■ Challenge
Locate, in the data below, the line that contains "Convert this screenshot" and the line that contains "Search, ChevronDown, Info"; reproduce exactly those two lines and every line between them, nothing more.

■ Data excerpts
..............................

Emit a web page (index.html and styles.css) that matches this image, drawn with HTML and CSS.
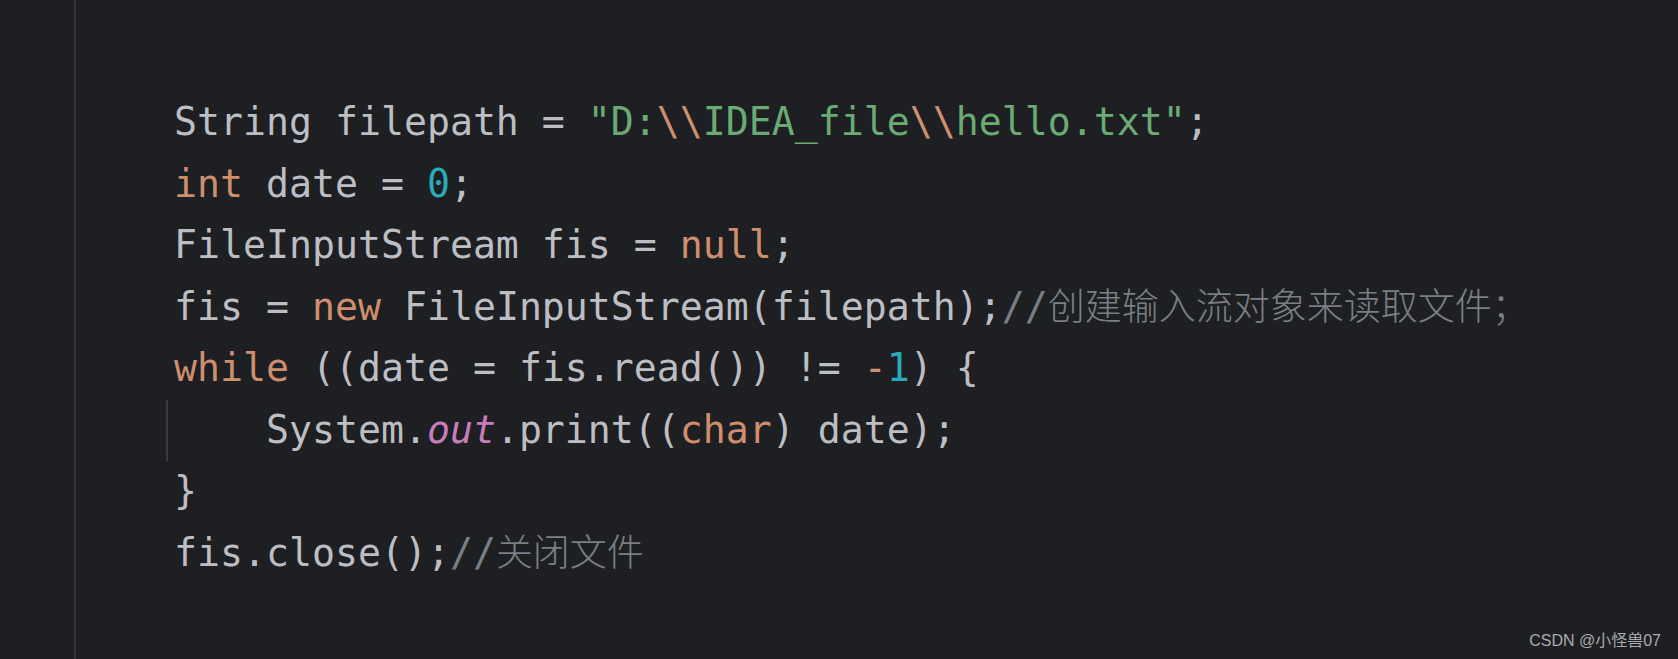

..............................

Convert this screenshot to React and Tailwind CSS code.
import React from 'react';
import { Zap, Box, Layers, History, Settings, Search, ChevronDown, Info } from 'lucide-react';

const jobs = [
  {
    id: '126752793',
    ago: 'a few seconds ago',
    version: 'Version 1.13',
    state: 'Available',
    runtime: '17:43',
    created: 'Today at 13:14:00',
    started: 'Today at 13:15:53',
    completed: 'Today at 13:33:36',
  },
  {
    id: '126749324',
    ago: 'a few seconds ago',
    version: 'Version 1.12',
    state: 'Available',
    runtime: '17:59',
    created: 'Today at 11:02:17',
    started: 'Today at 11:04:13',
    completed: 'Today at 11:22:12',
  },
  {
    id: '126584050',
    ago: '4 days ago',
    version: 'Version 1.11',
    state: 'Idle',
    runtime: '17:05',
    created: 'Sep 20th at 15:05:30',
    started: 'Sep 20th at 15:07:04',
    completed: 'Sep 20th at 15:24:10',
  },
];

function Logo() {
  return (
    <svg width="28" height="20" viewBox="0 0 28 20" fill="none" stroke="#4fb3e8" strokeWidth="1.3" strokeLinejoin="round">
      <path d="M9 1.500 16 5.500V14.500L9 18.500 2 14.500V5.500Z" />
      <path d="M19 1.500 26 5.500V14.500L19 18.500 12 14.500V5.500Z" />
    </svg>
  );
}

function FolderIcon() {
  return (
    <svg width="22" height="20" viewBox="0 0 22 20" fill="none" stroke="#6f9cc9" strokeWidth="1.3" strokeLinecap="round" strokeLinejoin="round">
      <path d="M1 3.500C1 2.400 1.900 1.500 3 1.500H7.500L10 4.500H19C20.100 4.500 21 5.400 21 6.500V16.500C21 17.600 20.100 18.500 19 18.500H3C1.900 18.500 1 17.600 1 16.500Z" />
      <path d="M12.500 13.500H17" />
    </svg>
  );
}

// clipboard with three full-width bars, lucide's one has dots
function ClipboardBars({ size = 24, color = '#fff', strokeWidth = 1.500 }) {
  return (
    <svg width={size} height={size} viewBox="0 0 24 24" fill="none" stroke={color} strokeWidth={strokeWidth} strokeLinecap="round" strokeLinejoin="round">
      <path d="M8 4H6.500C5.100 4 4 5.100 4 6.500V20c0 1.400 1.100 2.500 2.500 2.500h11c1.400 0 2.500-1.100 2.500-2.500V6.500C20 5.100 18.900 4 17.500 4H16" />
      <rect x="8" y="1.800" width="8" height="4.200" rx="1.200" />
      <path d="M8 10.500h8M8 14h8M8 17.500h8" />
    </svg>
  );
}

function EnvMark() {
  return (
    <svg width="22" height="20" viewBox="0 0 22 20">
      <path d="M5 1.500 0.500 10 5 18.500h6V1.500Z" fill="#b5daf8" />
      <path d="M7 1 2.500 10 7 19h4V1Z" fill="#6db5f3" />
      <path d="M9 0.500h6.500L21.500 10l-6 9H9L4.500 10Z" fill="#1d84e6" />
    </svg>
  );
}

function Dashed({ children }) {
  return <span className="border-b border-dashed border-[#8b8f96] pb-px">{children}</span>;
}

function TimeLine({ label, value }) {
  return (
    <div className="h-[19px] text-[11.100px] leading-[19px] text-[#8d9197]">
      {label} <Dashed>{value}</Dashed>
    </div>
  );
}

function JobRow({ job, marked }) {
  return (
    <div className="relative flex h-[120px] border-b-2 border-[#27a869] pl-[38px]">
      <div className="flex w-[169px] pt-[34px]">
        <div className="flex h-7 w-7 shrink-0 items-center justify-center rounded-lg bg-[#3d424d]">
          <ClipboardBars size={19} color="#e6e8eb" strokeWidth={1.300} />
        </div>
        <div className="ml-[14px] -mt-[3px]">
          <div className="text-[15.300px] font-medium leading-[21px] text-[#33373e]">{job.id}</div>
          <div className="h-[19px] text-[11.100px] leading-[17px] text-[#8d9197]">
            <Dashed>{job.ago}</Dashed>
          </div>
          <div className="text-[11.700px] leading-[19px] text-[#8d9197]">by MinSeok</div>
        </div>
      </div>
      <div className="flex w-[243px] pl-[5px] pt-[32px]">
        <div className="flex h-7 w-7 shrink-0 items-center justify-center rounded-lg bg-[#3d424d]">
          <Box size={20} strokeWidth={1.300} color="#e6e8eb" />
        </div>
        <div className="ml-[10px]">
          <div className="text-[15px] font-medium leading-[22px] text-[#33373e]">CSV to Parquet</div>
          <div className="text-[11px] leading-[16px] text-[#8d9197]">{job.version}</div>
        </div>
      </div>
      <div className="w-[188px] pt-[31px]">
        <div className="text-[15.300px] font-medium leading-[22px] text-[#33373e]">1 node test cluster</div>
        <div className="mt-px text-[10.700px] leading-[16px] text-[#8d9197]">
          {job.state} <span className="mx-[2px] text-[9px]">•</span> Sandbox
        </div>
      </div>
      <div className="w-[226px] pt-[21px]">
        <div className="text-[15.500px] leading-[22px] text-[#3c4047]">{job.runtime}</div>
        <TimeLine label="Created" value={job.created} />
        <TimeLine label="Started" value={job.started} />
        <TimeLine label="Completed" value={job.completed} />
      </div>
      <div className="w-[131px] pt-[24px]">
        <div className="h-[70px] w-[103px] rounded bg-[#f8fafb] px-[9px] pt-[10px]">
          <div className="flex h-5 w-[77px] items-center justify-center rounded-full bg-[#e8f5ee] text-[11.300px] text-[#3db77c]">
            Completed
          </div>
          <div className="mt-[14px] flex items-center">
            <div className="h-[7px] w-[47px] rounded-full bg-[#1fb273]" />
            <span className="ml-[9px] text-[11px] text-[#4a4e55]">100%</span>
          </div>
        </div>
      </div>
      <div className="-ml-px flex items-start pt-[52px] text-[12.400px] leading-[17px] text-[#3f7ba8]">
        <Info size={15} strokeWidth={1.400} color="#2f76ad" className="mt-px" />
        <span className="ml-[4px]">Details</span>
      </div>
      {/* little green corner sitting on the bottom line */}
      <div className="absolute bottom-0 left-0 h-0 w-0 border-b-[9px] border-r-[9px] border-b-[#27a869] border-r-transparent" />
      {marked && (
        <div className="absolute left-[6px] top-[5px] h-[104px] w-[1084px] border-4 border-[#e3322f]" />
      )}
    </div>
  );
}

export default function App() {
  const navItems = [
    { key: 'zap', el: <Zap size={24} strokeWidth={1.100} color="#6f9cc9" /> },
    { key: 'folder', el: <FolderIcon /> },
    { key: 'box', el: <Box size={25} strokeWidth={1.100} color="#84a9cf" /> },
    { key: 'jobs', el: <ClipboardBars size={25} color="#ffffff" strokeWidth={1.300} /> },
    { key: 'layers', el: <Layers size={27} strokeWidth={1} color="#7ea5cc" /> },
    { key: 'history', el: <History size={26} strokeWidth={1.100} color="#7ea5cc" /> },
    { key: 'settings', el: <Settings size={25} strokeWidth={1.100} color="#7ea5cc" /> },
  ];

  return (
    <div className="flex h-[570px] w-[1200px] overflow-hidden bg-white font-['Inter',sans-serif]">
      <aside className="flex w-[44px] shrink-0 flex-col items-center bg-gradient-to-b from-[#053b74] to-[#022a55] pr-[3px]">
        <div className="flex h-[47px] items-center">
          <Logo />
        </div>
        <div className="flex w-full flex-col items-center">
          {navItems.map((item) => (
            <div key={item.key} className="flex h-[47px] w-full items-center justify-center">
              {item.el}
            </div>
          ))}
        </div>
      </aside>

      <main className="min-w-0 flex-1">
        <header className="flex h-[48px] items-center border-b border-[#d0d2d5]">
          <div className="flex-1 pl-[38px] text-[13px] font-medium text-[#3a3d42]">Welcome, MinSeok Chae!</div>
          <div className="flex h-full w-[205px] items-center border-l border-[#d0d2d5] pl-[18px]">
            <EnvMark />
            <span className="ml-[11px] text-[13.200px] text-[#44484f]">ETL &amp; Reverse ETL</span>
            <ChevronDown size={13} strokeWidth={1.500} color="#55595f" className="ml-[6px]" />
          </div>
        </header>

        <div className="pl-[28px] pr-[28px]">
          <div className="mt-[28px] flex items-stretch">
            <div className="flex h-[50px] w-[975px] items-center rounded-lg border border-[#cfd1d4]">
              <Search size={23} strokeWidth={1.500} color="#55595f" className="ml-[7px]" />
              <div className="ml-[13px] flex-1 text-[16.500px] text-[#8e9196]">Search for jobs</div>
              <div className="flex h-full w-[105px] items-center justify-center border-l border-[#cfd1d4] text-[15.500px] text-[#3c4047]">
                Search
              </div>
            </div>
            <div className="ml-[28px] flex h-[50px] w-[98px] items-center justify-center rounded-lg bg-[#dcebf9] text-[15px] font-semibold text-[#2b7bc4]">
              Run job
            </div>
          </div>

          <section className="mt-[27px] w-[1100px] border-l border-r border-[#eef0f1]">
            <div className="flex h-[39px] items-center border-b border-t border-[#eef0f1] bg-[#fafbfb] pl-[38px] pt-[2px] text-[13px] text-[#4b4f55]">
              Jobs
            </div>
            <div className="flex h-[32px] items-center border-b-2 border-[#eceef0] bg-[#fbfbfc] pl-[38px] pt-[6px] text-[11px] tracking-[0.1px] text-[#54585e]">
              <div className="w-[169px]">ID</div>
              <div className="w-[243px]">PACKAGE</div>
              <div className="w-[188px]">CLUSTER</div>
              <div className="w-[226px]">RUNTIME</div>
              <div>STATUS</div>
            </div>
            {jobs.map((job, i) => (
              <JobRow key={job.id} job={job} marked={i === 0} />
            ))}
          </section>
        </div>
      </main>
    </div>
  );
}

..............................

■ Exercise output
Convert this screenshot to React and Tailwind CSS code.
import React from 'react';
import { Zap, Box, Layers, History, Settings, Search, ChevronDown, Info } from 'lucide-react';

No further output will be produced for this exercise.